WHAT TO DO ::
Return the entries below in their exact form, leaving the pictures out.

— Start —

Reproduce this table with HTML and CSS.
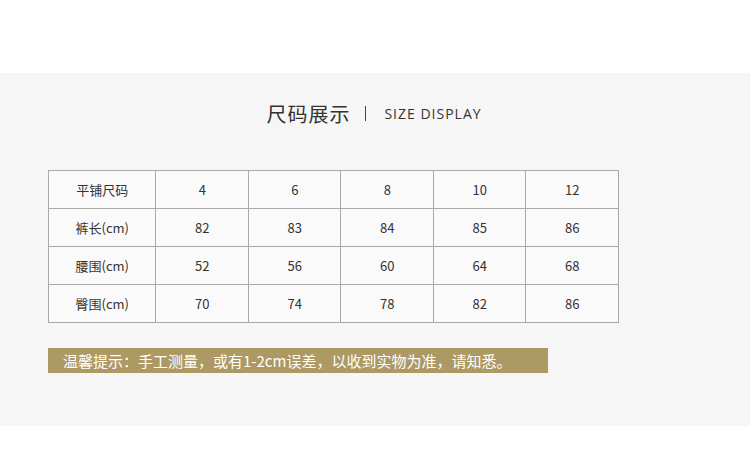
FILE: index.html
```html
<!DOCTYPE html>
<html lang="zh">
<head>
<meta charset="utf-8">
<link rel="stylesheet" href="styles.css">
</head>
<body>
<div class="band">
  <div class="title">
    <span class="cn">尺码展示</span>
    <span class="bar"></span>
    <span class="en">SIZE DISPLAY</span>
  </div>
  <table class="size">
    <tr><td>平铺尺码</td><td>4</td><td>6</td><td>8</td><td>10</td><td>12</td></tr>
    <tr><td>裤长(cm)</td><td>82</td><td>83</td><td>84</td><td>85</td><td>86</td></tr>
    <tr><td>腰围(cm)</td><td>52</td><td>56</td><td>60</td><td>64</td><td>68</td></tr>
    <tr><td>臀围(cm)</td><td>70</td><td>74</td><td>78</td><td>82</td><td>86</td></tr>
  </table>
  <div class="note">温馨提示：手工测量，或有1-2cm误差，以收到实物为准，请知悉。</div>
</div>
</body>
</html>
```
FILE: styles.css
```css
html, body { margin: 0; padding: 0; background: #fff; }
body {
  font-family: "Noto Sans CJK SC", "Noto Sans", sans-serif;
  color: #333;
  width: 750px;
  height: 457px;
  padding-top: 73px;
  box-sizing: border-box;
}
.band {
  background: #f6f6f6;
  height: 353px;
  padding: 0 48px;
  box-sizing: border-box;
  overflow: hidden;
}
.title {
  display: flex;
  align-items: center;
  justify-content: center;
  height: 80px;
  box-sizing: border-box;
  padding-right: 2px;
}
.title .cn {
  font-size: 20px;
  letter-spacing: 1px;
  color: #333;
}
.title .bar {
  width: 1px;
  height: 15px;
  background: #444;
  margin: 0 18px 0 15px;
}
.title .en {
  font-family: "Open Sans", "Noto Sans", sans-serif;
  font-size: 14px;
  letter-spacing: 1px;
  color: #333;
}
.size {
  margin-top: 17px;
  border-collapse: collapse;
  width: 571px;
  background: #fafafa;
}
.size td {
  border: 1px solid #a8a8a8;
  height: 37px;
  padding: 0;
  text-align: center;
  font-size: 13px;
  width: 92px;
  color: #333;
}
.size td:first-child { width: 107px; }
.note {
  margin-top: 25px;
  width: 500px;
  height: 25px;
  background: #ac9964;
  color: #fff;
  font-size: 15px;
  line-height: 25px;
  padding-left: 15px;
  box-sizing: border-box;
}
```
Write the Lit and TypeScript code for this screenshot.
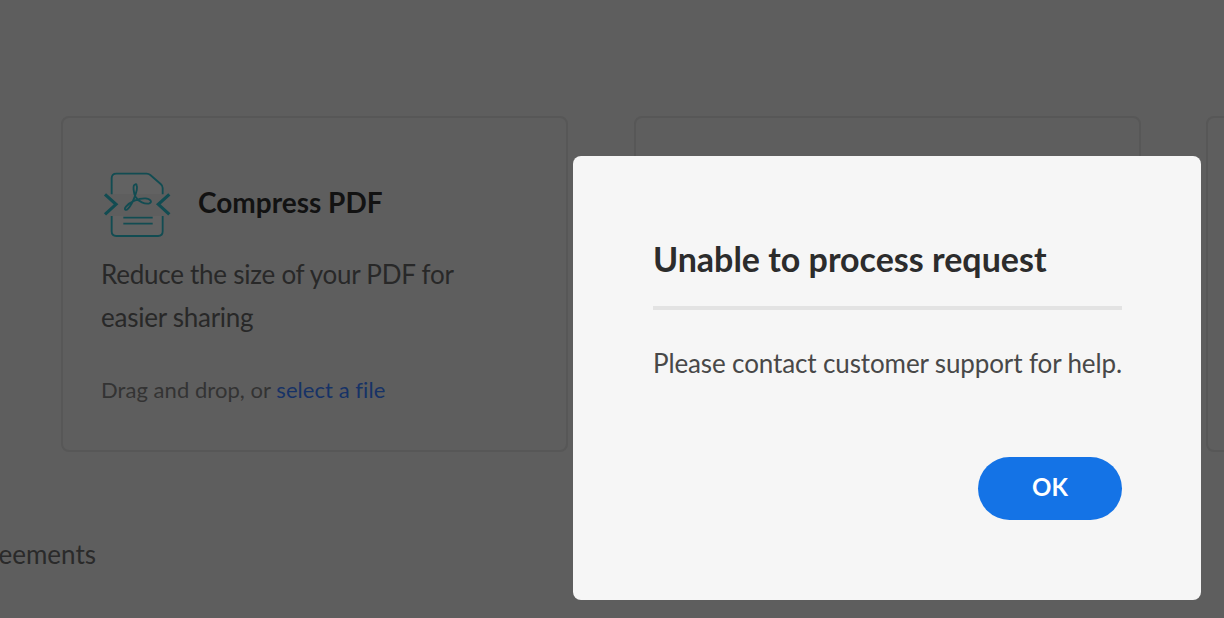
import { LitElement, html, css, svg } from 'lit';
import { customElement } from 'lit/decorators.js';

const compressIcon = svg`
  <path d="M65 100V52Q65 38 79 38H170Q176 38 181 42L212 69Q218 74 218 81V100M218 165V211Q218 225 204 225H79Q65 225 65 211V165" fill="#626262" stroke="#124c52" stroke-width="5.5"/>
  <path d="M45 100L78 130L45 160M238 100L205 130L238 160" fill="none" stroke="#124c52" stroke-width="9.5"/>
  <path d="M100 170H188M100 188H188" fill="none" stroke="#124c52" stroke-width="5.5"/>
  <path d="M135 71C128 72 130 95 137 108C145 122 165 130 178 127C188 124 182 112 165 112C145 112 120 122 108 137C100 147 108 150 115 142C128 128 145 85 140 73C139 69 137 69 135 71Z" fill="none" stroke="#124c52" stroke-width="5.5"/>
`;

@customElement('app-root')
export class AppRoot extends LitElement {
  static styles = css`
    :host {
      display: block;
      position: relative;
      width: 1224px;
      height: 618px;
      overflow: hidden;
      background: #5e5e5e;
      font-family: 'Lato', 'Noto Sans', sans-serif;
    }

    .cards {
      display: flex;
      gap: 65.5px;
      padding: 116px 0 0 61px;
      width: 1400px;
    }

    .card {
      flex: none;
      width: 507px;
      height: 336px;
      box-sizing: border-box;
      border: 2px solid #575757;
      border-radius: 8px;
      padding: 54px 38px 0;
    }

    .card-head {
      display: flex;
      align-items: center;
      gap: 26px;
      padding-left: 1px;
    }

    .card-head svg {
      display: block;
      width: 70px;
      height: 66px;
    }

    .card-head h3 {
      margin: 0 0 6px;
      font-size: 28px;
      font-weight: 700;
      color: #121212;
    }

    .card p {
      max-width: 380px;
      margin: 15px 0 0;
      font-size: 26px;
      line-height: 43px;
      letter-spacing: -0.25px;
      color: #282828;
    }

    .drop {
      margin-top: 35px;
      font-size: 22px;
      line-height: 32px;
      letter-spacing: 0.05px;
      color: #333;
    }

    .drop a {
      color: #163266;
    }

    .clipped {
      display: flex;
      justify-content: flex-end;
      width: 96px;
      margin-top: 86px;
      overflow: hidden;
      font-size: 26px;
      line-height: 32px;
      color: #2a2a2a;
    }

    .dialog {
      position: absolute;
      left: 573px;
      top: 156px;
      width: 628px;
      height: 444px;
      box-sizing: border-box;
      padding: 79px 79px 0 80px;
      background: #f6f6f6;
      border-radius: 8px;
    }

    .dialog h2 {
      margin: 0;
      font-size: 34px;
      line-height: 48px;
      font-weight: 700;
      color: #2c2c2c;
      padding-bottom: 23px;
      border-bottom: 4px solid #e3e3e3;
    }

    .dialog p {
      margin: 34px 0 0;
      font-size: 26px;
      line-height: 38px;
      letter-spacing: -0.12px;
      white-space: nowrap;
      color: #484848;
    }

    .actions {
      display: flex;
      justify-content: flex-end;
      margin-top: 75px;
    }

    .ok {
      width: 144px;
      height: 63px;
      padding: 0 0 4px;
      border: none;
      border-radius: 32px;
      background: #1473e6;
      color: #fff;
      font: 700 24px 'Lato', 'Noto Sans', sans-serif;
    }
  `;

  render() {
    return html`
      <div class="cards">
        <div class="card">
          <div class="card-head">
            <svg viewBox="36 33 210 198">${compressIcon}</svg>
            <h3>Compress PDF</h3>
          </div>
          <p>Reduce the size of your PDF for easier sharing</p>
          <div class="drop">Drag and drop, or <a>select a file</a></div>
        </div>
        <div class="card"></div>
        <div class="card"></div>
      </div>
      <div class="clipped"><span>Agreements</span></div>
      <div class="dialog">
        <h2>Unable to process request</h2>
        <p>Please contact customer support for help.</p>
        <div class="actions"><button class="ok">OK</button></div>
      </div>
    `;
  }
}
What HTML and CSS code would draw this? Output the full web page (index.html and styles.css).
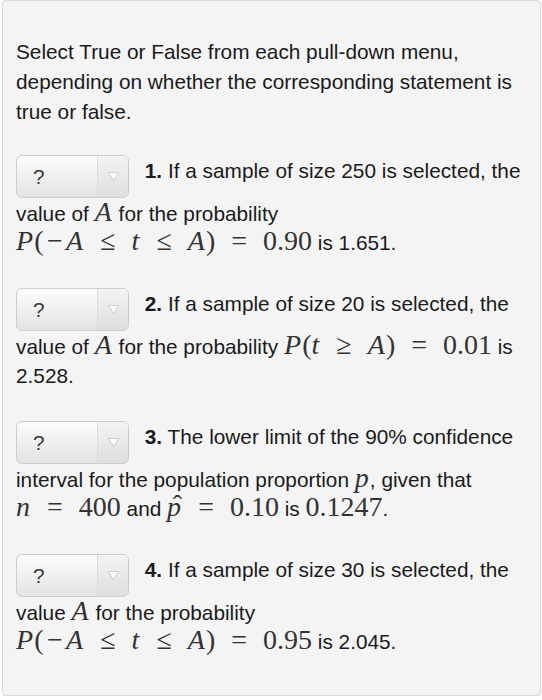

— End —

RESULT ::
Reproduce this table with HTML and CSS.
FILE: index.html
```html
<!DOCTYPE html>
<html lang="zh">
<head>
<meta charset="utf-8">
<link rel="stylesheet" href="styles.css">
</head>
<body>
<div class="band">
  <div class="title">
    <span class="cn">尺码展示</span>
    <span class="bar"></span>
    <span class="en">SIZE DISPLAY</span>
  </div>
  <table class="size">
    <tr><td>平铺尺码</td><td>4</td><td>6</td><td>8</td><td>10</td><td>12</td></tr>
    <tr><td>裤长(cm)</td><td>82</td><td>83</td><td>84</td><td>85</td><td>86</td></tr>
    <tr><td>腰围(cm)</td><td>52</td><td>56</td><td>60</td><td>64</td><td>68</td></tr>
    <tr><td>臀围(cm)</td><td>70</td><td>74</td><td>78</td><td>82</td><td>86</td></tr>
  </table>
  <div class="note">温馨提示：手工测量，或有1-2cm误差，以收到实物为准，请知悉。</div>
</div>
</body>
</html>
```
FILE: styles.css
```css
html, body { margin: 0; padding: 0; background: #fff; }
body {
  font-family: "Noto Sans CJK SC", "Noto Sans", sans-serif;
  color: #333;
  width: 750px;
  height: 457px;
  padding-top: 73px;
  box-sizing: border-box;
}
.band {
  background: #f6f6f6;
  height: 353px;
  padding: 0 48px;
  box-sizing: border-box;
  overflow: hidden;
}
.title {
  display: flex;
  align-items: center;
  justify-content: center;
  height: 80px;
  box-sizing: border-box;
  padding-right: 2px;
}
.title .cn {
  font-size: 20px;
  letter-spacing: 1px;
  color: #333;
}
.title .bar {
  width: 1px;
  height: 15px;
  background: #444;
  margin: 0 18px 0 15px;
}
.title .en {
  font-family: "Open Sans", "Noto Sans", sans-serif;
  font-size: 14px;
  letter-spacing: 1px;
  color: #333;
}
.size {
  margin-top: 17px;
  border-collapse: collapse;
  width: 571px;
  background: #fafafa;
}
.size td {
  border: 1px solid #a8a8a8;
  height: 37px;
  padding: 0;
  text-align: center;
  font-size: 13px;
  width: 92px;
  color: #333;
}
.size td:first-child { width: 107px; }
.note {
  margin-top: 25px;
  width: 500px;
  height: 25px;
  background: #ac9964;
  color: #fff;
  font-size: 15px;
  line-height: 25px;
  padding-left: 15px;
  box-sizing: border-box;
}
```
Write the Lit and TypeScript code for this screenshot.
import { LitElement, html, css, svg } from 'lit';
import { customElement } from 'lit/decorators.js';

const compressIcon = svg`
  <path d="M65 100V52Q65 38 79 38H170Q176 38 181 42L212 69Q218 74 218 81V100M218 165V211Q218 225 204 225H79Q65 225 65 211V165" fill="#626262" stroke="#124c52" stroke-width="5.5"/>
  <path d="M45 100L78 130L45 160M238 100L205 130L238 160" fill="none" stroke="#124c52" stroke-width="9.5"/>
  <path d="M100 170H188M100 188H188" fill="none" stroke="#124c52" stroke-width="5.5"/>
  <path d="M135 71C128 72 130 95 137 108C145 122 165 130 178 127C188 124 182 112 165 112C145 112 120 122 108 137C100 147 108 150 115 142C128 128 145 85 140 73C139 69 137 69 135 71Z" fill="none" stroke="#124c52" stroke-width="5.5"/>
`;

@customElement('app-root')
export class AppRoot extends LitElement {
  static styles = css`
    :host {
      display: block;
      position: relative;
      width: 1224px;
      height: 618px;
      overflow: hidden;
      background: #5e5e5e;
      font-family: 'Lato', 'Noto Sans', sans-serif;
    }

    .cards {
      display: flex;
      gap: 65.5px;
      padding: 116px 0 0 61px;
      width: 1400px;
    }

    .card {
      flex: none;
      width: 507px;
      height: 336px;
      box-sizing: border-box;
      border: 2px solid #575757;
      border-radius: 8px;
      padding: 54px 38px 0;
    }

    .card-head {
      display: flex;
      align-items: center;
      gap: 26px;
      padding-left: 1px;
    }

    .card-head svg {
      display: block;
      width: 70px;
      height: 66px;
    }

    .card-head h3 {
      margin: 0 0 6px;
      font-size: 28px;
      font-weight: 700;
      color: #121212;
    }

    .card p {
      max-width: 380px;
      margin: 15px 0 0;
      font-size: 26px;
      line-height: 43px;
      letter-spacing: -0.25px;
      color: #282828;
    }

    .drop {
      margin-top: 35px;
      font-size: 22px;
      line-height: 32px;
      letter-spacing: 0.05px;
      color: #333;
    }

    .drop a {
      color: #163266;
    }

    .clipped {
      display: flex;
      justify-content: flex-end;
      width: 96px;
      margin-top: 86px;
      overflow: hidden;
      font-size: 26px;
      line-height: 32px;
      color: #2a2a2a;
    }

    .dialog {
      position: absolute;
      left: 573px;
      top: 156px;
      width: 628px;
      height: 444px;
      box-sizing: border-box;
      padding: 79px 79px 0 80px;
      background: #f6f6f6;
      border-radius: 8px;
    }

    .dialog h2 {
      margin: 0;
      font-size: 34px;
      line-height: 48px;
      font-weight: 700;
      color: #2c2c2c;
      padding-bottom: 23px;
      border-bottom: 4px solid #e3e3e3;
    }

    .dialog p {
      margin: 34px 0 0;
      font-size: 26px;
      line-height: 38px;
      letter-spacing: -0.12px;
      white-space: nowrap;
      color: #484848;
    }

    .actions {
      display: flex;
      justify-content: flex-end;
      margin-top: 75px;
    }

    .ok {
      width: 144px;
      height: 63px;
      padding: 0 0 4px;
      border: none;
      border-radius: 32px;
      background: #1473e6;
      color: #fff;
      font: 700 24px 'Lato', 'Noto Sans', sans-serif;
    }
  `;

  render() {
    return html`
      <div class="cards">
        <div class="card">
          <div class="card-head">
            <svg viewBox="36 33 210 198">${compressIcon}</svg>
            <h3>Compress PDF</h3>
          </div>
          <p>Reduce the size of your PDF for easier sharing</p>
          <div class="drop">Drag and drop, or <a>select a file</a></div>
        </div>
        <div class="card"></div>
        <div class="card"></div>
      </div>
      <div class="clipped"><span>Agreements</span></div>
      <div class="dialog">
        <h2>Unable to process request</h2>
        <p>Please contact customer support for help.</p>
        <div class="actions"><button class="ok">OK</button></div>
      </div>
    `;
  }
}
What HTML and CSS code would draw this? Output the full web page (index.html and styles.css).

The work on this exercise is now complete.